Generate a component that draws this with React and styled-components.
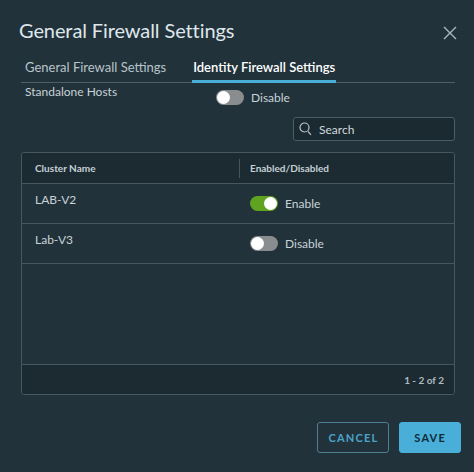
import React from "react";
import styled, { createGlobalStyle } from "styled-components";

const Global = createGlobalStyle`
  html, body { margin: 0; padding: 0; background: #22323b; }
  body { font-family: Lato, "Open Sans", sans-serif; }
  * { box-sizing: border-box; }
`;

const Dialog = styled.div`
  width: 474px;
  height: 472px;
  background: #22323b;
  padding: 18px 18px 0 21px;
  display: flex;
  flex-direction: column;
  color: #dbe3e8;
`;

const Header = styled.div`
  display: flex;
  align-items: center;
  justify-content: space-between;
  margin-left: -2px;
`;

const Title = styled.h1`
  margin: 0;
  font-size: 20px;
  font-weight: 400;
  color: #dfe7eb;
  letter-spacing: -0.1px;
`;

const Close = styled.button`
  background: none;
  border: 0;
  padding: 0;
  width: 14px;
  height: 14px;
  display: flex;
  margin-top: 6px;
  margin-right: -1px;
`;

const Tabs = styled.div`
  display: flex;
  gap: 25px;
  margin-top: 17px;
  padding-left: 3px;
  border-bottom: 1px solid #4d5f68;
  width: 434px;
`;

const Tab = styled.div`
  font-size: 13px;
  padding: 0 1px 5px;
  color: ${(p) => (p.$active ? "#ffffff" : "#b8c4ca")};
  font-weight: ${(p) => (p.$active ? 600 : 400)};
  border-bottom: 3px solid ${(p) => (p.$active ? "#49afd9" : "transparent")};
  margin-bottom: -1px;
`;

const HostRow = styled.div`
  display: flex;
  align-items: flex-start;
  padding-left: 4px;
  margin-top: 1px;
`;

const Label = styled.div`
  font-size: 12px;
  color: #c8d2d7;
  width: 191px;
`;

const ToggleWrap = styled.div`
  display: flex;
  align-items: center;
  gap: 7px;
  margin-top: ${(p) => p.$mt || 0}px;
  font-size: 12px;
  color: #c8d2d7;
`;

const Track = styled.div`
  width: 28px;
  height: 15px;
  border-radius: 8px;
  background: ${(p) => (p.$on ? "#5fa320" : "#8a8d8f")};
  position: relative;
`;

const Knob = styled.div`
  position: absolute;
  top: 1px;
  left: ${(p) => (p.$on ? "14px" : "1px")};
  width: 13px;
  height: 13px;
  border-radius: 50%;
  background: #ffffff;
`;

const Toggle = ({ on, label, mt }) => (
  <ToggleWrap $mt={mt}>
    <Track $on={on}>
      <Knob $on={on} />
    </Track>
    {label}
  </ToggleWrap>
);

const SearchRow = styled.div`
  display: flex;
  justify-content: flex-end;
  width: 434px;
  margin-top: 12px;
`;

const SearchBox = styled.div`
  width: 162px;
  height: 24px;
  border: 1px solid #4b5d66;
  border-radius: 3px;
  background: #1b2930;
  display: flex;
  align-items: center;
  padding-left: 5px;
  gap: 7px;
  font-size: 12px;
  color: #d0d9de;
`;

const Table = styled.div`
  margin-top: 11px;
  width: 434px;
  height: 243px;
  border: 1px solid #46575f;
  border-radius: 3px;
  display: flex;
  flex-direction: column;
  overflow: hidden;
`;

const Grid = styled.div`
  display: grid;
  grid-template-columns: 217px 1fr;
`;

const HeadRow = styled(Grid)`
  height: 31px;
  flex: none;
  background: #1c2b32;
  border-bottom: 1px solid #46575f;
  align-items: center;
  font-size: 10px;
  font-weight: 700;
  color: #c5d0d6;
`;

const HeadCell = styled.div`
  padding-left: ${(p) => (p.$first ? 13 : 10)}px;
  border-left: ${(p) => (p.$first ? "none" : "1px solid #46575f")};
  height: 19px;
  display: flex;
  align-items: center;
`;

const BodyRow = styled(Grid)`
  height: 40px;
  flex: none;
  border-bottom: 1px solid #46575f;
`;

const Cell = styled.div`
  padding: 8px 0 0 13px;
  font-size: 12px;
  color: #c8d2d7;
`;

const ToggleCell = styled.div`
  padding: 12px 0 0 11px;
`;

const Filler = styled.div`
  flex: 1;
  border-bottom: 1px solid #46575f;
`;

const Footer = styled.div`
  height: 29px;
  flex: none;
  background: #1c2a31;
  display: flex;
  align-items: center;
  justify-content: flex-end;
  padding-right: 10px;
  font-size: 10px;
  font-weight: 700;
  color: #aebbc2;
`;

const Actions = styled.div`
  display: flex;
  justify-content: flex-end;
  gap: 10px;
  margin-top: 27px;
  margin-right: -5px;
`;

const Button = styled.button`
  height: 31px;
  padding: 0 ${(p) => (p.$primary ? 14 : 10)}px;
  border-radius: 3px;
  font-family: Lato, sans-serif;
  font-size: 11px;
  font-weight: 700;
  letter-spacing: 1.2px;
  border: 1px solid ${(p) => (p.$primary ? "#49afd9" : "#4f7d91")};
  background: ${(p) => (p.$primary ? "#49afd9" : "transparent")};
  color: ${(p) => (p.$primary ? "#0f2a38" : "#4aa3c8")};
`;

export default function App() {
  const rows = [
    { name: "LAB-V2", on: true },
    { name: "Lab-V3", on: false },
  ];
  return (
    <>
      <Global />
      <Dialog>
        <Header>
          <Title>General Firewall Settings</Title>
          <Close aria-label="close">
            <svg width="14" height="14" viewBox="0 0 14 14">
              <path d="M1 1L13 13M13 1L1 13" stroke="#aab8c0" strokeWidth="1.4" />
            </svg>
          </Close>
        </Header>
        <Tabs>
          <Tab>General Firewall Settings</Tab>
          <Tab $active>Identity Firewall Settings</Tab>
        </Tabs>
        <HostRow>
          <Label>Standalone Hosts</Label>
          <Toggle on={false} label="Disable" mt={6} />
        </HostRow>
        <SearchRow>
          <SearchBox>
            <svg width="13" height="14" viewBox="0 0 13 14" fill="none">
              <circle cx="5.5" cy="5.5" r="4.5" stroke="#b9c5cb" strokeWidth="1.2" />
              <path d="M9 9.5L12 12.8" stroke="#b9c5cb" strokeWidth="1.2" />
            </svg>
            Search
          </SearchBox>
        </SearchRow>
        <Table>
          <HeadRow>
            <HeadCell $first>Cluster Name</HeadCell>
            <HeadCell>Enabled/Disabled</HeadCell>
          </HeadRow>
          {rows.map((r) => (
            <BodyRow key={r.name}>
              <Cell>{r.name}</Cell>
              <ToggleCell>
                <Toggle on={r.on} label={r.on ? "Enable" : "Disable"} />
              </ToggleCell>
            </BodyRow>
          ))}
          <Filler />
          <Footer>1 - 2 of 2</Footer>
        </Table>
        <Actions>
          <Button>CANCEL</Button>
          <Button $primary>SAVE</Button>
        </Actions>
      </Dialog>
    </>
  );
}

===

What to produce: Reproduce the whole listing above word for word, but not its pictures.

Output below:
Generate a component that draws this with React and styled-components.
import React from "react";
import styled, { createGlobalStyle } from "styled-components";

const Global = createGlobalStyle`
  html, body { margin: 0; padding: 0; background: #22323b; }
  body { font-family: Lato, "Open Sans", sans-serif; }
  * { box-sizing: border-box; }
`;

const Dialog = styled.div`
  width: 474px;
  height: 472px;
  background: #22323b;
  padding: 18px 18px 0 21px;
  display: flex;
  flex-direction: column;
  color: #dbe3e8;
`;

const Header = styled.div`
  display: flex;
  align-items: center;
  justify-content: space-between;
  margin-left: -2px;
`;

const Title = styled.h1`
  margin: 0;
  font-size: 20px;
  font-weight: 400;
  color: #dfe7eb;
  letter-spacing: -0.1px;
`;

const Close = styled.button`
  background: none;
  border: 0;
  padding: 0;
  width: 14px;
  height: 14px;
  display: flex;
  margin-top: 6px;
  margin-right: -1px;
`;

const Tabs = styled.div`
  display: flex;
  gap: 25px;
  margin-top: 17px;
  padding-left: 3px;
  border-bottom: 1px solid #4d5f68;
  width: 434px;
`;

const Tab = styled.div`
  font-size: 13px;
  padding: 0 1px 5px;
  color: ${(p) => (p.$active ? "#ffffff" : "#b8c4ca")};
  font-weight: ${(p) => (p.$active ? 600 : 400)};
  border-bottom: 3px solid ${(p) => (p.$active ? "#49afd9" : "transparent")};
  margin-bottom: -1px;
`;

const HostRow = styled.div`
  display: flex;
  align-items: flex-start;
  padding-left: 4px;
  margin-top: 1px;
`;

const Label = styled.div`
  font-size: 12px;
  color: #c8d2d7;
  width: 191px;
`;

const ToggleWrap = styled.div`
  display: flex;
  align-items: center;
  gap: 7px;
  margin-top: ${(p) => p.$mt || 0}px;
  font-size: 12px;
  color: #c8d2d7;
`;

const Track = styled.div`
  width: 28px;
  height: 15px;
  border-radius: 8px;
  background: ${(p) => (p.$on ? "#5fa320" : "#8a8d8f")};
  position: relative;
`;

const Knob = styled.div`
  position: absolute;
  top: 1px;
  left: ${(p) => (p.$on ? "14px" : "1px")};
  width: 13px;
  height: 13px;
  border-radius: 50%;
  background: #ffffff;
`;

const Toggle = ({ on, label, mt }) => (
  <ToggleWrap $mt={mt}>
    <Track $on={on}>
      <Knob $on={on} />
    </Track>
    {label}
  </ToggleWrap>
);

const SearchRow = styled.div`
  display: flex;
  justify-content: flex-end;
  width: 434px;
  margin-top: 12px;
`;

const SearchBox = styled.div`
  width: 162px;
  height: 24px;
  border: 1px solid #4b5d66;
  border-radius: 3px;
  background: #1b2930;
  display: flex;
  align-items: center;
  padding-left: 5px;
  gap: 7px;
  font-size: 12px;
  color: #d0d9de;
`;

const Table = styled.div`
  margin-top: 11px;
  width: 434px;
  height: 243px;
  border: 1px solid #46575f;
  border-radius: 3px;
  display: flex;
  flex-direction: column;
  overflow: hidden;
`;

const Grid = styled.div`
  display: grid;
  grid-template-columns: 217px 1fr;
`;

const HeadRow = styled(Grid)`
  height: 31px;
  flex: none;
  background: #1c2b32;
  border-bottom: 1px solid #46575f;
  align-items: center;
  font-size: 10px;
  font-weight: 700;
  color: #c5d0d6;
`;

const HeadCell = styled.div`
  padding-left: ${(p) => (p.$first ? 13 : 10)}px;
  border-left: ${(p) => (p.$first ? "none" : "1px solid #46575f")};
  height: 19px;
  display: flex;
  align-items: center;
`;

const BodyRow = styled(Grid)`
  height: 40px;
  flex: none;
  border-bottom: 1px solid #46575f;
`;

const Cell = styled.div`
  padding: 8px 0 0 13px;
  font-size: 12px;
  color: #c8d2d7;
`;

const ToggleCell = styled.div`
  padding: 12px 0 0 11px;
`;

const Filler = styled.div`
  flex: 1;
  border-bottom: 1px solid #46575f;
`;

const Footer = styled.div`
  height: 29px;
  flex: none;
  background: #1c2a31;
  display: flex;
  align-items: center;
  justify-content: flex-end;
  padding-right: 10px;
  font-size: 10px;
  font-weight: 700;
  color: #aebbc2;
`;

const Actions = styled.div`
  display: flex;
  justify-content: flex-end;
  gap: 10px;
  margin-top: 27px;
  margin-right: -5px;
`;

const Button = styled.button`
  height: 31px;
  padding: 0 ${(p) => (p.$primary ? 14 : 10)}px;
  border-radius: 3px;
  font-family: Lato, sans-serif;
  font-size: 11px;
  font-weight: 700;
  letter-spacing: 1.2px;
  border: 1px solid ${(p) => (p.$primary ? "#49afd9" : "#4f7d91")};
  background: ${(p) => (p.$primary ? "#49afd9" : "transparent")};
  color: ${(p) => (p.$primary ? "#0f2a38" : "#4aa3c8")};
`;

export default function App() {
  const rows = [
    { name: "LAB-V2", on: true },
    { name: "Lab-V3", on: false },
  ];
  return (
    <>
      <Global />
      <Dialog>
        <Header>
          <Title>General Firewall Settings</Title>
          <Close aria-label="close">
            <svg width="14" height="14" viewBox="0 0 14 14">
              <path d="M1 1L13 13M13 1L1 13" stroke="#aab8c0" strokeWidth="1.4" />
            </svg>
          </Close>
        </Header>
        <Tabs>
          <Tab>General Firewall Settings</Tab>
          <Tab $active>Identity Firewall Settings</Tab>
        </Tabs>
        <HostRow>
          <Label>Standalone Hosts</Label>
          <Toggle on={false} label="Disable" mt={6} />
        </HostRow>
        <SearchRow>
          <SearchBox>
            <svg width="13" height="14" viewBox="0 0 13 14" fill="none">
              <circle cx="5.5" cy="5.5" r="4.5" stroke="#b9c5cb" strokeWidth="1.2" />
              <path d="M9 9.5L12 12.8" stroke="#b9c5cb" strokeWidth="1.2" />
            </svg>
            Search
          </SearchBox>
        </SearchRow>
        <Table>
          <HeadRow>
            <HeadCell $first>Cluster Name</HeadCell>
            <HeadCell>Enabled/Disabled</HeadCell>
          </HeadRow>
          {rows.map((r) => (
            <BodyRow key={r.name}>
              <Cell>{r.name}</Cell>
              <ToggleCell>
                <Toggle on={r.on} label={r.on ? "Enable" : "Disable"} />
              </ToggleCell>
            </BodyRow>
          ))}
          <Filler />
          <Footer>1 - 2 of 2</Footer>
        </Table>
        <Actions>
          <Button>CANCEL</Button>
          <Button $primary>SAVE</Button>
        </Actions>
      </Dialog>
    </>
  );
}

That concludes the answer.